Side B opens with a previously unreleased number from the famous 1956 sessions which, so for, have given Cookin' and Relaxin' to the jazz audience at large. Thelonious Monk's 'Round About Midnight is a jazz classic and a permanent part of the Davis repertoire. Miles opens and closes the piece with mute. The middle section is occupied with a stirring solo by the new tenor giant, John Coltrane, backed superbly by Red Garland, Paul Chambers and Philly Joe Jones.
The two remaining tracks are from the 1954 session.
Bemsha Swing is the result of a collaboration between Monk and Denzil Best. A simple but effective 16 bar pattern, it was first recorded by Monk in trio form (Prestige LP 7027). Solos here are by Miles, Milt and Monk. After a short statement by Miles, Milt and he engage in exchanges before the out chorus.

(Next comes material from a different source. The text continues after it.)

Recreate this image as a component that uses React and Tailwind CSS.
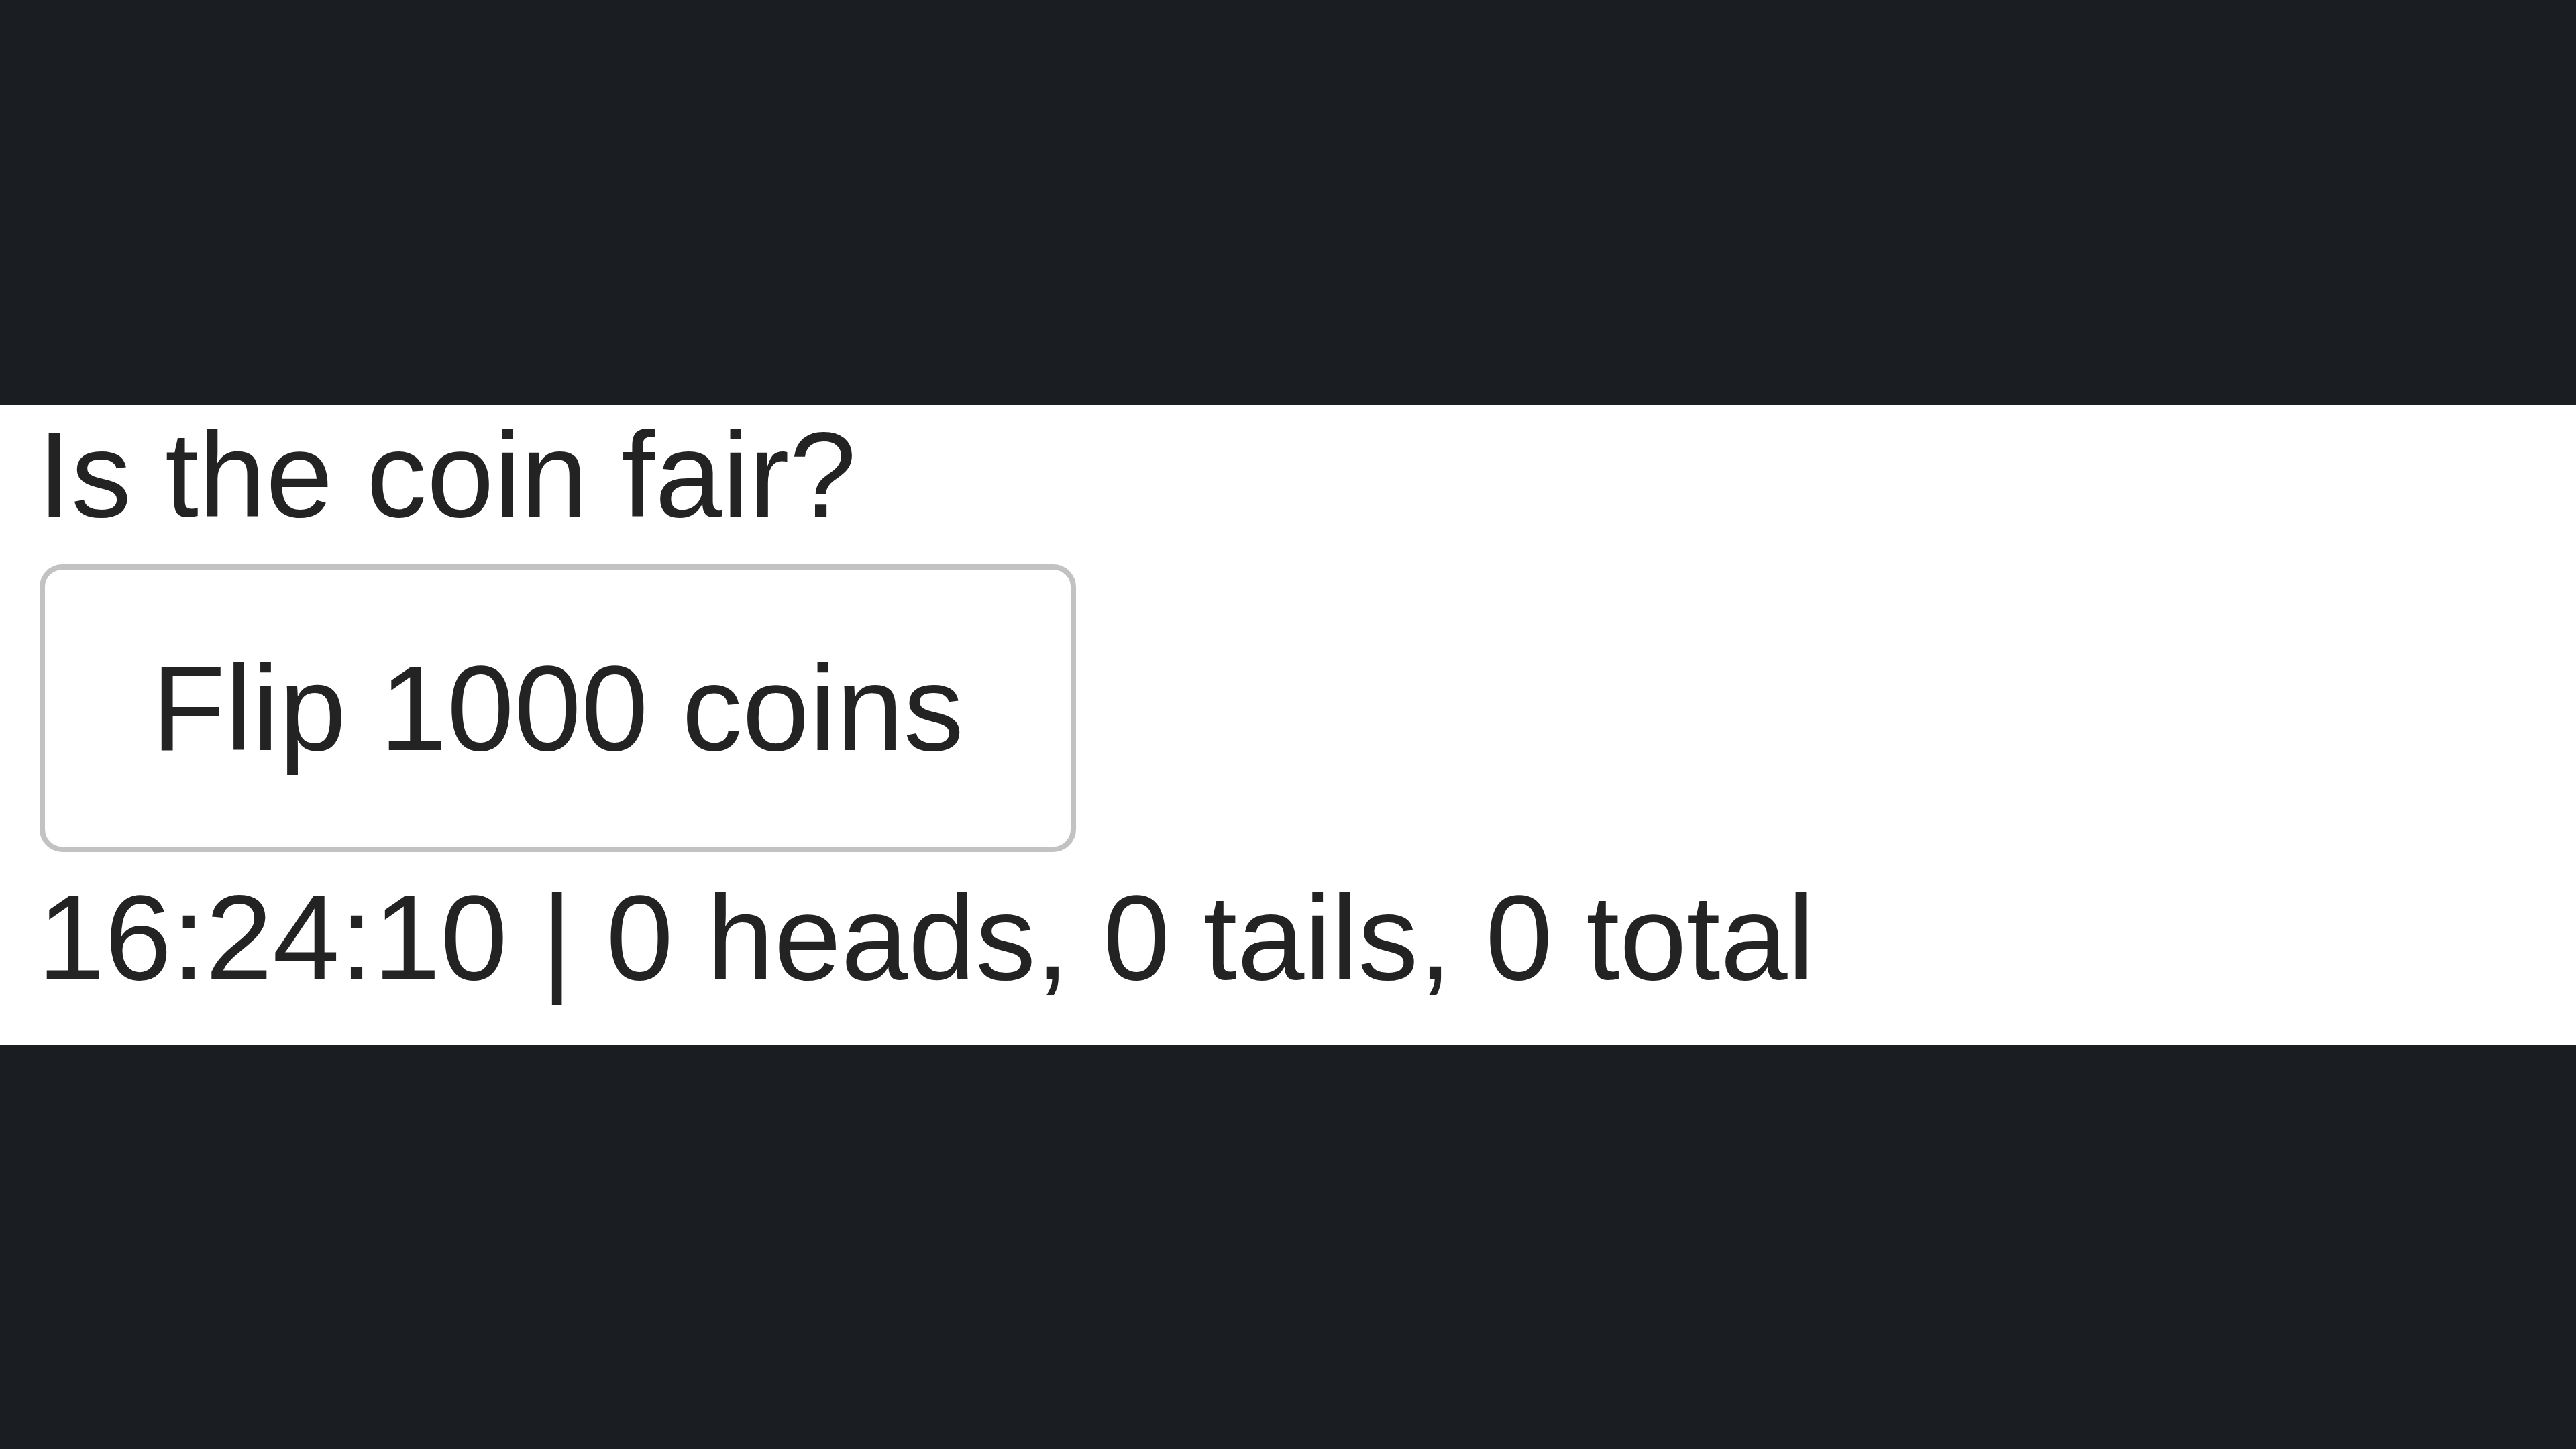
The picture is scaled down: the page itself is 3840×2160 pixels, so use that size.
import React from 'react';

export default function App() {
    return (
        <div className="flex items-center w-full h-screen bg-[#1a1d21]">
            {/* Embedded widget panel */}
            <div
                className="w-full bg-white text-[#232323] pl-[56px] pr-[44px] pt-[4px] pb-[60px] text-[180px] leading-[201px]"
                style={{ fontFamily: '"Liberation Sans", Arial, Helvetica, sans-serif' }}
            >
                <div>Is the coin fair?</div>
                <button className="mt-[33px] ml-[3px] px-[159px] py-[106px] bg-white border-[8px] border-[#c2c2c2] rounded-[34px] leading-[201px] cursor-pointer">
                    Flip 1000 coins
                </button>
                <div className="mt-[27px]">16:24:10 | 0 heads, 0 tails, 0 total</div>
            </div>
        </div>
    );
}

Take 1 of The Man I Love, previously issued only on 16 rpm, has Miles playing the opening melody chorus with open horn in ballad tempo. Milt steps in and the tempo goes to medium for an extended set of choruses. Monk comes in and states the melody in on off-hand, typically Monk-phrased manner. After his solo, Miles improvises for 16 bars. Then the tempo reverts to the original as Miles and Milt combine to take the tune out.
To those of you who didn't have these tracks when they were on 10 inch lp (or have worn those original issues white) and don't have a 16 rpm player, here they are on 12 inch, 33 1/3 rpm. Rejoice!
notes by IRA GITLER

1 yorum:

  1. Harika bir ekip, harika şarkılar ve harika müzik. Kesinlikle edinilesi bir albüm...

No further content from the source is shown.